Non-corporate entities without a financial year (known as ‘other persons’ in the legislation (see ESM10006) - such as individuals performing a trade) will determine their turnover by reference to the calendar year ending before the tax year concerned.

Where a corporate entity (companies, limited liability partnerships, overseas companies and unregistered companies) is a member of a group, it does not need to consider the connected persons rules. Instead they will determine their size by reference to the rules in ESM10007.

A person will determine whether they are connected to another person by reference to the rules in section 993 Income Tax Act 2007 (see PTM027000).

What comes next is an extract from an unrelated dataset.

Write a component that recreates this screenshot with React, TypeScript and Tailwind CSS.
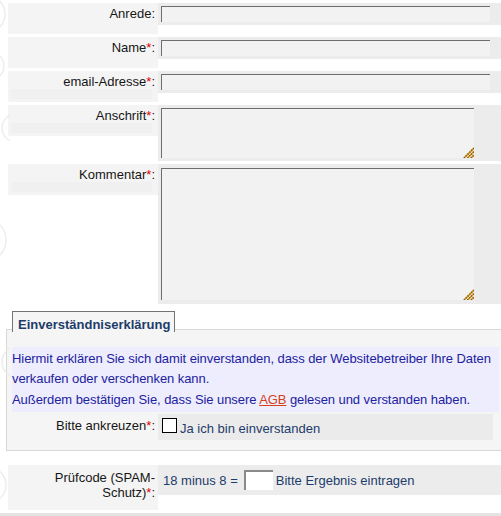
import React from "react";

const Req = () => <span className="text-[#e60000]">*</span>;

function Grip() {
  return (
    <svg className="pointer-events-none absolute right-0 bottom-0" width="11" height="11" viewBox="0 0 11 11">
      <path d="M1 11L11 1M4.5 11L11 4.5M8 11L11 8" stroke="#d6961c" strokeWidth="1.6" />
      <path d="M1 11L11 1M4.5 11L11 4.5M8 11L11 8" stroke="#7a5510" strokeWidth="1.6" strokeDasharray="1 1.6" />
    </svg>
  );
}

function Label({ text, req, note, h = "h-[31px]" }: { text: string; req?: boolean; note?: boolean; h?: string }) {
  return (
    <div className={`${h} w-[150px] shrink-0 bg-[#f4f4f4] pt-[3px] pr-[3px] text-right leading-[15px]`}>
      {text}
      {req && <Req />}:
      {note && <div className="mx-[3px] h-[10px] bg-[#f0f0f0]" />}
    </div>
  );
}

function InputRow({ label, req, note }: { label: string; req?: boolean; note?: boolean }) {
  return (
    <div className="flex items-start">
      <Label text={label} req={req} note={note} />
      <div className="flex-1 bg-[#ececec] p-[3px]">
        <input className="block h-[16px] w-[329px] border-t border-l border-[#6e6e6e] bg-[#f2f2f2] outline-none" />
      </div>
    </div>
  );
}

function AreaRow({ label, height, pad }: { label: string; height: string; pad: string }) {
  return (
    <div className="flex items-start">
      <Label text={label} req note />
      <div className={`flex-1 bg-[#ececec] pl-[3px] ${pad}`}>
        <div className={`relative w-[313px] ${height}`}>
          <textarea className="block h-full w-full resize-none border-t border-l border-[#6e6e6e] bg-[#f2f2f2] outline-none" />
          <Grip />
        </div>
      </div>
    </div>
  );
}

function Decor() {
  return (
    <svg className="pointer-events-none absolute top-0 left-0" width="10" height="516" viewBox="0 0 10 516" fill="none" stroke="#ebebeb" strokeWidth="1.3">
      <circle cx="-14" cy="14" r="19" />
      <circle cx="-10" cy="66" r="14" />
      <circle cx="16" cy="128" r="14" />
      <circle cx="-16" cy="240" r="22" />
      <circle cx="18" cy="362" r="16" />
      <circle cx="-12" cy="485" r="18" />
    </svg>
  );
}

export default function App() {
  return (
    <div className="relative h-[516px] w-[501px] overflow-hidden bg-white font-['Liberation_Sans',Arial,sans-serif] text-[13px] text-[#161616]">
      <Decor />
      <div className="flex flex-col gap-[3px] pt-[3px] pl-[8px]">
        <InputRow label="Anrede" />
        <InputRow label="Name" req />
        <InputRow label="email-Adresse" req note />
        <AreaRow label="Anschrift" height="h-[50px]" pad="pt-[3px] pb-[3px]" />
        <AreaRow label="Kommentar" height="h-[132px]" pad="pt-[4px] pb-[4px]" />
      </div>

      {/* Einverständnis */}
      <div className="mt-[7px] pl-[6px]">
        <div className="relative z-10 -mb-[3px] ml-[6px] h-[21px] w-[163px] border border-b-0 border-[#737373] bg-[#f5f5f5] pt-[5px] pl-[5px] leading-[15px] font-bold text-[#1d3c6b]">
          Einverständniserklärung
        </div>
        <div className="h-[122px] border border-r-0 border-[#d8d8d8] bg-[#f5f5f5] pt-[17px] pl-[5px]">
          <div className="mr-[2px] bg-[#ededfd] pt-[2px] pb-[2px] leading-[20px] tracking-[-0.07px] text-[#2222a0]">
            <p>
              Hiermit erklären Sie sich damit einverstanden, dass der Websitebetreiber Ihre Daten verkaufen oder verschenken kann.
            </p>
            <p className="mt-[1px]">
              Außerdem bestätigen Sie, dass Sie unsere <span className="text-[#d4401a] underline">AGB</span> gelesen und verstanden haben.
            </p>
          </div>
          <div className="mt-[2px] -ml-[4px] flex items-start">
            <div className="w-[150px] shrink-0 pt-[4px] pr-[3px] text-right leading-[15px]">
              Bitte ankreuzen<Req />:
            </div>
            <div className="h-[26px] w-[335px] bg-[#ebebeb] pt-[4px] pl-[4px] leading-[15px] text-[#1d3c6b]">
              <span className="mr-[3px] inline-block h-[15px] w-[15px] border border-black bg-white align-baseline" />
              Ja ich bin einverstanden
            </div>
          </div>
        </div>
      </div>

      {/* Prüfcode */}
      <div className="mt-[14px] flex items-start pl-[8px]">
        <div className="h-[45px] w-[150px] shrink-0 bg-[#f4f4f4] pt-[5px] pr-[3px] text-right leading-[15px]">
          Prüfcode (SPAM-Schutz)<Req />:
        </div>
        <div className="flex h-[30px] flex-1 items-center bg-[#ececec] pl-[5px] leading-[15px] text-[#1d3c6b]">
          <span>18 minus 8 =</span>
          <input className="ml-[6px] block h-[20px] w-[29px] border-t-2 border-l-2 border-[#8a8a8a] bg-white outline-none" />
          <span className="ml-[3px]">Bitte Ergebnis eintragen</span>
        </div>
      </div>

      <div className="mt-[3px] h-[10px] bg-[#e3e3e3]" />
    </div>
  );
}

For franchises, depending upon the structure of the business you may need to consider the connected persons rules.

EXAMPLE

Sylvia is a partner in Consultancy Partnership. Sylvia is married to Leonardo who runs his own business as a sole trader. Under the rules a partner in a partnership and their spouse are connected persons, so Sylvia and Leonardo are connected persons.

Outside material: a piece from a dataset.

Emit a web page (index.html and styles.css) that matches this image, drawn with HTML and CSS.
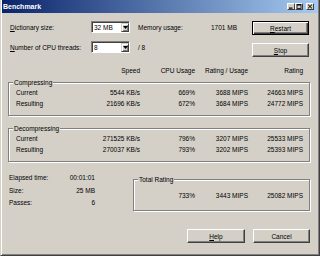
FILE: index.html
```html
<!DOCTYPE html>
<html>
<head>
<meta charset="utf-8">
<title>Benchmark</title>
<link rel="stylesheet" href="styles.css">
</head>
<body>
<div class="window">
  <div class="titlebar">
    <span class="title">Benchmark</span>
    <div class="caption-buttons">
      <span class="cap-btn"><svg width="6" height="5" viewBox="0 0 6 5"><rect x="1" y="3.5" width="3.5" height="1.2" fill="#000"/></svg></span>
      <span class="cap-btn"><svg width="6" height="5" viewBox="0 0 6 5"><rect x="1" y="0.5" width="4" height="4" fill="none" stroke="#000" stroke-width="0.8"/><rect x="1" y="0.5" width="4" height="1" fill="#000"/></svg></span>
      <span class="cap-btn close"><svg width="6" height="5" viewBox="0 0 6 5"><path d="M1 0.6 L5 4.4 M5 0.6 L1 4.4" stroke="#000" stroke-width="1"/></svg></span>
    </div>
  </div>
  <div class="client">
    <div class="top">
      <div class="settings">
        <span class="lbl"><u>D</u>ictionary size:</span>
        <div class="combo"><span class="combo-text">32 MB</span><span class="combo-btn"><svg width="5" height="3" viewBox="0 0 5 3"><path d="M0 0 H5 L2.5 3 Z" fill="#000"/></svg></span></div>
        <span></span>
        <div class="mem"><span>Memory usage:</span><span>1701 MB</span></div>
        <span class="lbl"><u>N</u>umber of CPU threads:</span>
        <div class="combo"><span class="combo-text">8</span><span class="combo-btn"><svg width="5" height="3" viewBox="0 0 5 3"><path d="M0 0 H5 L2.5 3 Z" fill="#000"/></svg></span></div>
        <span></span>
        <div class="mem"><span>/ 8</span></div>
      </div>
      <div class="buttons">
        <button class="btn default"><span><u>R</u>estart</span></button>
        <button class="btn"><span><u>S</u>top</span></button>
      </div>
    </div>

    <div class="row header"><span></span><span>Speed</span><span>CPU Usage</span><span>Rating / Usage</span><span>Rating</span></div>

    <fieldset class="group first">
      <legend>Compressing</legend>
      <div class="group-body">
        <div class="row"><span>Current</span><span>5544 KB/s</span><span>669%</span><span>3688 MIPS</span><span>24663 MIPS</span></div>
        <div class="row"><span>Resulting</span><span>21696 KB/s</span><span>672%</span><span>3684 MIPS</span><span>24772 MIPS</span></div>
      </div>
    </fieldset>

    <fieldset class="group second">
      <legend>Decompressing</legend>
      <div class="group-body">
        <div class="row"><span>Current</span><span>271525 KB/s</span><span>796%</span><span>3207 MIPS</span><span>25533 MIPS</span></div>
        <div class="row"><span>Resulting</span><span>270037 KB/s</span><span>793%</span><span>3202 MIPS</span><span>25393 MIPS</span></div>
      </div>
    </fieldset>

    <div class="bottom">
      <div class="stats">
        <span>Elapsed time:</span><span class="val">00:01:01</span>
        <span>Size:</span><span class="val">25 MB</span>
        <span>Passes:</span><span class="val">6</span>
      </div>
      <fieldset class="group total">
        <legend>Total Rating</legend>
        <div class="group-body">
          <div class="row"><span></span><span>733%</span><span>3443 MIPS</span><span>25082 MIPS</span></div>
        </div>
      </fieldset>
    </div>

    <div class="footer">
      <button class="btn help"><span><u>H</u>elp</span></button>
      <button class="btn"><span>Cancel</span></button>
    </div>
  </div>
</div>
</body>
</html>
```

FILE: styles.css
```css
* { box-sizing: border-box; }
html, body { margin: 0; padding: 0; }
body {
  width: 320px;
  height: 256px;
  overflow: hidden;
  background: #d4d0c8;
  font-family: "Liberation Sans", Arial, sans-serif;
  font-size: 6.5px;
  color: #000;
}
.window {
  width: 320px;
  height: 256px;
  background: #d4d0c8;
  border-left: 1px solid #d4d0c8;
  border-right: 1px solid #404040;
  border-bottom: 1px solid #404040;
  box-shadow: inset 1px 0 #ffffff, inset -1px -1px #808080;
  padding: 0 1px 1px 1px;
  display: flex;
  flex-direction: column;
}
.titlebar {
  height: 13px;
  flex: none;
  background: linear-gradient(to right, #0a246a, #a6caf0);
  display: flex;
  align-items: center;
  padding: 0 4px 0 1px;
}
.title {
  flex: 1;
  color: #fff;
  font-weight: bold;
  font-size: 7px;
}
.caption-buttons { display: flex; }
.cap-btn {
  width: 8px;
  height: 7px;
  background: #d4d0c8;
  border: 1px solid;
  border-color: #ffffff #404040 #404040 #ffffff;
  display: flex;
  align-items: center;
  justify-content: center;
}
.cap-btn svg { display: block; }
.cap-btn.close { margin-left: 3px; }

.client {
  flex: 1;
  display: flex;
  flex-direction: column;
  padding: 0 8px 0 6px;
}
.top {
  display: flex;
  margin-top: 8px;
}
.settings {
  display: grid;
  grid-template-columns: 81px 39px 8px 99px;
  grid-template-rows: 12px 12px;
  row-gap: 8px;
  padding-left: 2px;
  align-items: center;
  white-space: nowrap;
}
.mem {
  display: flex;
  justify-content: space-between;
}
.combo {
  height: 12px;
  display: flex;
  background: #fff;
  border: 1px solid;
  border-color: #808080 #ffffff #ffffff #808080;
  box-shadow: inset 1px 1px #404040;
  padding: 1px 0 0 1px;
}
.combo-text {
  flex: 1;
  padding-left: 1px;
  line-height: 10px;
}
.combo-btn {
  width: 8px;
  height: 9px;
  background: #d4d0c8;
  border: 1px solid;
  border-color: #d4d0c8 #404040 #404040 #d4d0c8;
  box-shadow: inset 1px 1px #ffffff, inset -1px -1px #808080;
  display: flex;
  align-items: center;
  justify-content: center;
}
.combo-btn svg { display: block; }

.buttons {
  margin-left: auto;
  margin-right: 1px;
  display: flex;
  flex-direction: column;
  gap: 8px;
}
.btn {
  width: 57px;
  height: 14px;
  padding: 0;
  margin: 0;
  font: inherit;
  color: #000;
  background: #d4d0c8;
  border: 1px solid;
  border-color: #ffffff #404040 #404040 #ffffff;
  box-shadow: inset -1px -1px #808080;
  display: flex;
  align-items: center;
  justify-content: center;
}
.btn.default {
  border-color: #000;
  box-shadow: inset 1px 1px #ffffff, inset -1px -1px #404040, inset -2px -2px #808080;
}
.btn.help { width: 58px; }

.row {
  display: grid;
  grid-template-columns: 64px 60px 55px 53px 55px;
  height: 10.5px;
  line-height: 10.5px;
  white-space: nowrap;
}
.row > span:not(:first-child) { text-align: right; }
.header {
  margin-top: 9px;
  padding-left: 8px;
  height: 10px;
  line-height: 10px;
}

fieldset.group {
  margin: 0;
  padding: 0;
  min-width: 0;
  border: 1px solid #808080;
  box-shadow: 1px 1px #ffffff, inset 1px 1px #ffffff;
}
fieldset.group legend {
  padding: 0 1px;
  margin-left: 4px;
  line-height: 9px;
  background: #d4d0c8;
}
.group-body { padding: 1px 0 6px 7px; }
.group.first { margin-top: 2px; }
.group.second { margin-top: 8px; }

.bottom {
  display: flex;
  align-items: flex-start;
  margin-top: 10px;
}
.stats {
  width: 87px;
  padding-left: 1px;
  display: grid;
  grid-template-columns: 44px 42px;
  grid-auto-rows: 12.5px;
  line-height: 12.5px;
  white-space: nowrap;
}
.stats .val { text-align: right; }
fieldset.total {
  width: 177px;
  margin-left: auto;
  margin-top: 2.5px;
}
.total .group-body { padding: 7.5px 6px 9px 0; }
.total .row {
  grid-template-columns: 1fr 55px 53px 55px;
  height: 10px;
  line-height: 10px;
}
.total .row > span:first-child { text-align: left; }

.footer {
  display: flex;
  justify-content: flex-end;
  gap: 8px;
  margin-top: 18px;
}
```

For the tax year 2021/22, Sylvia must use the partnership turnover for the financial year ending at least nine months before the start of tax year 2021/22. The partnership has a financial year ending 30 June so will use the turnover from the financial year ended 30 June 2020. Leonardo must use the turnover of the calendar year ending before the 2021/22 tax year, this would be 31 December 2020. Sylvia and Leonardo would add these turnover figures together to see whether the turnover is over £10.2 million or not. If combined turnover is above £10.2 million then Chapter 10, Part 2 ITEPA 2003 can apply and should be considered if a worker provides their services through an intermediary.

When small companies are acquired

When all or part of a small company is acquired, that company may no longer qualify as small for the purposes of Chapter 10, Part 2 ITEPA 2003.

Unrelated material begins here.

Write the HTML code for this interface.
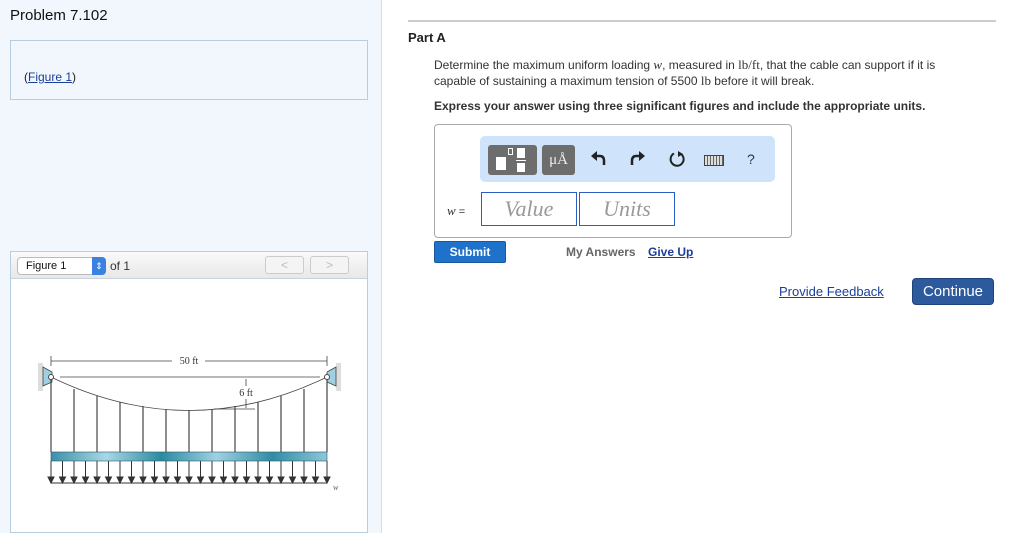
<!DOCTYPE html>
<html><head><meta charset="utf-8"><style>
*{margin:0;padding:0;box-sizing:border-box}
body{width:1013px;height:533px;position:relative;background:#fff;font-family:"Liberation Sans",Arial,sans-serif;overflow:hidden;color:#222}
.abs{position:absolute}
#left{left:0;top:0;width:382px;height:533px;background:#f2f7fd;border-right:1px solid #d5dde8}
a{color:#1a3e9a}
.serif{font-family:"Liberation Serif",serif}
</style></head><body>
<div id="left" class="abs">
  <div class="abs" style="left:10px;top:7px;font-size:15px;color:#111">Problem 7.102</div>
  <div class="abs" style="left:10px;top:40px;width:358px;height:60px;border:1px solid #b8cde0;background:#f2f7fd"></div>
  <div class="abs" style="left:24px;top:70px;font-size:12px;color:#222">(<a style="text-decoration:underline">Figure 1</a>)</div>
  <div class="abs" style="left:10px;top:251px;width:358px;height:282px;border:1px solid #b8cde0;background:#fff"></div>
  <div class="abs" style="left:11px;top:252px;width:356px;height:27px;background:linear-gradient(#fafafa,#e8e8e8);border-bottom:1px solid #c8d3de"></div>
  <div class="abs" style="left:17px;top:257px;width:89px;height:18px;border:1px solid #bbb;border-radius:4px;background:#fff;font-size:11px;padding:2px 0 0 8px;color:#111">Figure 1</div>
  <div class="abs" style="left:92px;top:257px;width:14px;height:18px;background:#3b82e0;border-radius:0 4px 4px 0;color:#fff;font-size:9px;text-align:center;line-height:18px">⇕</div>
  <div class="abs" style="left:110px;top:259px;font-size:12px;color:#333">of 1</div>
  <div class="abs" style="left:265px;top:256px;width:39px;height:18px;border:1px solid #ccc;border-radius:3px;background:#f4f4f4;color:#bbb;font-size:12px;text-align:center;line-height:16px">&lt;</div>
  <div class="abs" style="left:310px;top:256px;width:39px;height:18px;border:1px solid #ccc;border-radius:3px;background:#f4f4f4;color:#bbb;font-size:12px;text-align:center;line-height:16px">&gt;</div>
  <svg class="abs" style="left:0;top:0" width="382" height="533">
    <defs><linearGradient id="bm" x1="0" x2="1">
      <stop offset="0" stop-color="#3a90a8"/><stop offset=".2" stop-color="#a8d8e6"/><stop offset=".4" stop-color="#2a8aa0"/><stop offset=".6" stop-color="#9fd2e2"/><stop offset=".8" stop-color="#2f8ca4"/><stop offset="1" stop-color="#8cc8da"/></linearGradient></defs>
    <rect x="38" y="363" width="5" height="28" fill="#ddd"/>
    <polygon points="43,367 52,372 52,382 43,386" fill="#9fcfe0" stroke="#444" stroke-width="0.8"/>
    <circle cx="51" cy="377" r="2.5" fill="#fff" stroke="#444"/>
    <rect x="336" y="363" width="5" height="28" fill="#ddd"/>
    <polygon points="336,367 327,372 327,382 336,386" fill="#9fcfe0" stroke="#444" stroke-width="0.8"/>
    <circle cx="327" cy="377" r="2.5" fill="#fff" stroke="#444"/>
    <g stroke="#444" stroke-width="0.8" fill="none">
      <line x1="51" y1="361" x2="172" y2="361"/><line x1="205" y1="361" x2="327" y2="361"/>
      <line x1="51" y1="356" x2="51" y2="366"/><line x1="327" y1="356" x2="327" y2="366"/>
      <line x1="60" y1="377" x2="320" y2="377"/>
      <path d="M53,378 Q189,443 325,378"/>
      <line x1="246" y1="379" x2="246" y2="386"/><line x1="246" y1="399" x2="246" y2="408"/>
      <line x1="214" y1="409" x2="255" y2="409"/>
    </g>
    <text x="189" y="364" font-family="Liberation Serif" font-size="10" text-anchor="middle" fill="#333">50 ft</text>
    <text x="246" y="396" font-family="Liberation Serif" font-size="10" text-anchor="middle" fill="#333">6 ft</text>
    <g stroke="#444" stroke-width="1.2">
      <line x1="51" y1="380" x2="51" y2="452"/><line x1="74" y1="389" x2="74" y2="452"/><line x1="97" y1="396" x2="97" y2="452"/><line x1="120" y1="402" x2="120" y2="452"/><line x1="143" y1="406" x2="143" y2="452"/><line x1="166" y1="409" x2="166" y2="452"/><line x1="189" y1="410" x2="189" y2="452"/><line x1="212" y1="409" x2="212" y2="452"/><line x1="235" y1="406" x2="235" y2="452"/><line x1="258" y1="402" x2="258" y2="452"/><line x1="281" y1="396" x2="281" y2="452"/><line x1="304" y1="389" x2="304" y2="452"/><line x1="327" y1="380" x2="327" y2="452"/>
    </g>
    <rect x="51" y="452" width="276" height="9" fill="url(#bm)" stroke="#356" stroke-width="0.6"/>
    <g stroke="#333" stroke-width="1" fill="#333">
      <line x1="51" y1="483" x2="327" y2="483"/>
      <g id="ar"><line x1="51" y1="461" x2="51" y2="479"/><polygon points="48,477 54,477 51,483"/></g>
      <use href="#ar" x="11.5"/><use href="#ar" x="23"/><use href="#ar" x="34.5"/><use href="#ar" x="46"/><use href="#ar" x="57.5"/><use href="#ar" x="69"/><use href="#ar" x="80.5"/><use href="#ar" x="92"/><use href="#ar" x="103.5"/><use href="#ar" x="115"/><use href="#ar" x="126.5"/><use href="#ar" x="138"/><use href="#ar" x="149.5"/><use href="#ar" x="161"/><use href="#ar" x="172.5"/><use href="#ar" x="184"/><use href="#ar" x="195.5"/><use href="#ar" x="207"/><use href="#ar" x="218.5"/><use href="#ar" x="230"/><use href="#ar" x="241.5"/><use href="#ar" x="253"/><use href="#ar" x="264.5"/><use href="#ar" x="276"/>
    </g>
    <text x="333" y="490" font-family="Liberation Serif" font-style="italic" font-size="8" fill="#555">w</text>
  </svg>
</div>

<div class="abs" style="left:408px;top:20px;width:588px;height:2px;background:#ccc"></div>
<div class="abs" style="left:408px;top:30px;font-size:13px;font-weight:bold;color:#222">Part A</div>
<div class="abs" style="left:434px;top:57px;width:548px;font-size:12px;line-height:15px;color:#333">Determine the maximum uniform loading <i class="serif" style="font-size:13px">w</i>, measured in <span class="serif" style="font-size:13px">lb/ft</span>, that the cable can support if it is<br>capable of sustaining a maximum tension of 5500 <span class="serif" style="font-size:13px">lb</span> before it will break.</div>
<div class="abs" style="left:434px;top:99px;font-size:12px;font-weight:bold;color:#333">Express your answer using three significant figures and include the appropriate units.</div>

<div class="abs" style="left:434px;top:124px;width:358px;height:114px;border:1px solid #aaa;border-radius:4px"></div>
<div class="abs" style="left:480px;top:136px;width:295px;height:46px;background:#cfe4fb;border-radius:5px"></div>
<div class="abs" style="left:488px;top:145px;width:49px;height:30px;background:#6d6d6d;border-radius:3px">
  <div class="abs" style="left:8px;top:12px;width:10px;height:13px;background:#fff"></div>
  <div class="abs" style="left:20px;top:3px;width:5px;height:7px;border:1px solid #fff"></div>
  <div class="abs" style="left:29px;top:3px;width:8px;height:10px;background:#fff"></div>
  <div class="abs" style="left:28px;top:15px;width:10px;height:1px;background:#fff"></div>
  <div class="abs" style="left:29px;top:18px;width:8px;height:9px;background:#fff"></div>
</div>
<div class="abs" style="left:542px;top:145px;width:33px;height:30px;background:#6d6d6d;border-radius:3px;color:#eee;font-family:'Liberation Serif',serif;font-size:15px;text-align:center;line-height:30px">μÅ</div>
<svg class="abs" style="left:590px;top:150px" width="18" height="18"><path d="M5,6 H10 Q14,6 14,11 V15" fill="none" stroke="#222" stroke-width="2.5"/><polygon points="1,6 7,1 7,11" fill="#222"/></svg>
<svg class="abs" style="left:628px;top:150px" width="18" height="18"><path d="M13,6 H8 Q4,6 4,11 V15" fill="none" stroke="#222" stroke-width="2.5"/><polygon points="17,6 11,1 11,11" fill="#222"/></svg>
<svg class="abs" style="left:668px;top:150px" width="18" height="18"><path d="M13,4 A6.5,6.5 0 1 1 6,3.5" fill="none" stroke="#222" stroke-width="2"/><polygon points="10,1 15,4 10,7" fill="#222"/></svg>
<div class="abs" style="left:704px;top:155px;width:20px;height:11px;border:1px solid #444;background:repeating-linear-gradient(90deg,#ddd 0 2px,#666 2px 3px)"></div>
<div class="abs" style="left:747px;top:151px;font-size:14px;color:#333">?</div>

<div class="abs" style="left:447px;top:203px;font-size:11px;color:#333"><i class="serif" style="font-size:13px">w</i> =</div>
<div class="abs" style="left:481px;top:192px;width:96px;height:34px;border:1px solid #2c5cc5;font-family:'Liberation Serif',serif;font-style:italic;font-size:22px;color:#999;text-align:center;line-height:32px">Value</div>
<div class="abs" style="left:579px;top:192px;width:96px;height:34px;border:1px solid #2c5cc5;font-family:'Liberation Serif',serif;font-style:italic;font-size:22px;color:#999;text-align:center;line-height:32px">Units</div>

<div class="abs" style="left:434px;top:241px;width:72px;height:22px;background:#1f72c9;border:1px solid #175a9e;border-radius:2px;color:#fff;font-size:12px;font-weight:bold;text-align:center;line-height:20px">Submit</div>
<div class="abs" style="left:566px;top:245px;font-size:12px;font-weight:bold;color:#666">My Answers</div>
<div class="abs" style="left:648px;top:245px;font-size:12px;font-weight:bold;color:#1a3e9a;text-decoration:underline">Give Up</div>

<div class="abs" style="left:779px;top:284px;font-size:13px;color:#1a3e9a;text-decoration:underline">Provide Feedback</div>
<div class="abs" style="left:912px;top:278px;width:82px;height:27px;background:#2d5a9c;border:1px solid #1e447a;border-radius:4px;color:#fff;font-size:15px;text-align:center;line-height:25px">Continue</div>
</body></html>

When determining if a company qualifies as small for the purposes of Chapter 10, Part 2 ITEPA 2003 for a tax year, the financial year relevant to the tax year concerned is considered. This is a financial year where the period for filing ends before the tax year concerned (see ESM1006 for more detail). Once size is determined for the purposes of Chapter 10, Part 2 ITEPA 2003 for a tax year, that size applies for the whole of the tax year concerned and is then reconsidered each year. Therefore, where an acquisition has occurred, it will not affect size for Chapter 10, Part 2 ITEPA 2003 purposes for the current tax year but could affect subsequent tax years.

If all or part of a company is acquired and that company becomes part of a group for Companies Act 2006 purposes, then for Chapter 10, Part 2 ITEPA 2003 purposes it should follow the guidance at ESM10007.

If all or part of a company is acquired and that company does not become part of the group for Companies Act 2006 purposes, the companies could still be connected. The rules on this page should be considered when determining size for a tax year under Chapter 10, Part 2 ITEPA 2003.

Wholly overseas clients

A client who has no UK connection immediately before the beginning of the tax year because it is not UK resident and does not have a permanent establishment in the UK does not need to consider Chapter 10, Part 2 ITEPA 2003 and therefore does not need to consider its size under these rules. In this scenario, as the engagement does not fall within scope of Chapter 10, Part 2 ITEPA 2003, the worker’s intermediary must consider whether Chapter 8, Part 2 ITEPA 2003 applies

Chapter 10, Part 2 ITEPA 2003 uses the definition of permanent establishment at section 1141 Corporation Tax Act 2010. For the purposes of Chapter 10, the reference to company in the Corporation Tax Act should also be read as a reference to persons that are not companies. A permanent establishment includes a fixed place of business which includes, amongst others, a branch, an office or a factory. A permanent establishment can also be any agent who has, and habitually exercises, authority to do business on behalf of the client. INTM153060 gives some further detail. If a worker provides services to an offshore client through a UK resident intermediary, that UK intermediary is not a permanent establishment of the offshore client for the purposes of Chapter 10, Part 2 ITEPA 2003.